# DATA TO USE

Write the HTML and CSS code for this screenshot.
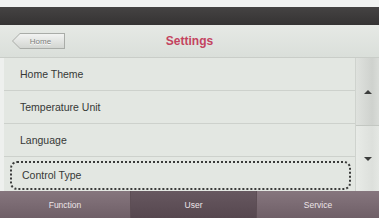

* * *

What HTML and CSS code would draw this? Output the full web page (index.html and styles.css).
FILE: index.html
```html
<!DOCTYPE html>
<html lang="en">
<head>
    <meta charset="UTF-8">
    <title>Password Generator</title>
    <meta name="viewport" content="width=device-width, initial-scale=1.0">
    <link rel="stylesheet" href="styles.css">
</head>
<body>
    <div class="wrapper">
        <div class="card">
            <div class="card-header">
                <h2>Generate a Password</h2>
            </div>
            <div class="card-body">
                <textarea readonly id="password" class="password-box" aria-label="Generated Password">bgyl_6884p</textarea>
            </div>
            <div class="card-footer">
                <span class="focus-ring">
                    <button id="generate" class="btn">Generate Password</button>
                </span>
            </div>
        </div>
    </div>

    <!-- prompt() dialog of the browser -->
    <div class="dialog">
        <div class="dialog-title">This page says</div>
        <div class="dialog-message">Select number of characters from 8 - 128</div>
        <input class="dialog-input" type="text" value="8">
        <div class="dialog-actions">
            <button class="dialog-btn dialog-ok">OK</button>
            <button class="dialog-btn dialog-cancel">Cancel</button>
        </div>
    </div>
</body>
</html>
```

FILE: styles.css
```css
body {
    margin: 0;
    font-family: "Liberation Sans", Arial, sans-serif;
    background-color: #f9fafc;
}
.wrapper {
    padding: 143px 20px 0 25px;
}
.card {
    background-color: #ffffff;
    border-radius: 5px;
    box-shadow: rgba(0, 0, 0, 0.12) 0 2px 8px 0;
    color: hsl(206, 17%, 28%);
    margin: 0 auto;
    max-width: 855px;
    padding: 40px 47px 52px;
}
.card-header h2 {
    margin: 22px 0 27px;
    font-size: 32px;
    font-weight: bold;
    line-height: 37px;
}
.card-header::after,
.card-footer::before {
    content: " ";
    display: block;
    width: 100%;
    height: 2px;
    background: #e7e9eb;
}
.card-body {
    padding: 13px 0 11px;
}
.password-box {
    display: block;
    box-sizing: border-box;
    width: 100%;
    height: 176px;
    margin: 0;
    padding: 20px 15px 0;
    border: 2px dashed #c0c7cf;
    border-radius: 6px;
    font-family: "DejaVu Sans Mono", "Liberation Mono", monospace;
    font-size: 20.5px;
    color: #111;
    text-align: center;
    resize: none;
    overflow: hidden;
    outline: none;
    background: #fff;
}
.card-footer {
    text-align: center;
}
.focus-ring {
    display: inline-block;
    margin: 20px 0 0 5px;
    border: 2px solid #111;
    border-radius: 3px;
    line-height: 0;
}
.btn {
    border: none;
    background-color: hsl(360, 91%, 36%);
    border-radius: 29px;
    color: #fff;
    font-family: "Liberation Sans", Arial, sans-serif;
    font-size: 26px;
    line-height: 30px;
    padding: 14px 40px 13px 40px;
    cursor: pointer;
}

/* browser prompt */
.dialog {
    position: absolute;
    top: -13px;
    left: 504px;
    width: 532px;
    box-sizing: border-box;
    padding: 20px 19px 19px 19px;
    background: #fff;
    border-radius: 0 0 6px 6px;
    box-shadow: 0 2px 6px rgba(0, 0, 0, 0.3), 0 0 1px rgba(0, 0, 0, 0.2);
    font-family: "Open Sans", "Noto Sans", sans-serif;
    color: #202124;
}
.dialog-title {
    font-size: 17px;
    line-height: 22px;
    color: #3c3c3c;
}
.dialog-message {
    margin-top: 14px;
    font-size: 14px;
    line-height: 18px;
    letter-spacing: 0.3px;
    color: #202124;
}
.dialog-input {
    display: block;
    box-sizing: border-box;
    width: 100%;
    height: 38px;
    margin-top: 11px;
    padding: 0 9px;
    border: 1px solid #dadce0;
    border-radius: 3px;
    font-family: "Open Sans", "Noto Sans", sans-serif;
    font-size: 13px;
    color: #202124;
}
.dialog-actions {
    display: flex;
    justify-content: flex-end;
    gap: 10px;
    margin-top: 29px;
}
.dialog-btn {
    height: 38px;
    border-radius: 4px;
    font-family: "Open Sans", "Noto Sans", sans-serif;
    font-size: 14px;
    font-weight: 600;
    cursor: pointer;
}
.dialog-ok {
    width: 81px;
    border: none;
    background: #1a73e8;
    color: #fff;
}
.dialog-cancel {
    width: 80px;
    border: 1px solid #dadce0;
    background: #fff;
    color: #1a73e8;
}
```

# EXERCISE DETAILS
Out of the records, collect only those lines that contain the string "styles".

# COMPLETED EXERCISE
What HTML and CSS code would draw this? Output the full web page (index.html and styles.css).
    <link rel="stylesheet" href="styles.css">
FILE: styles.css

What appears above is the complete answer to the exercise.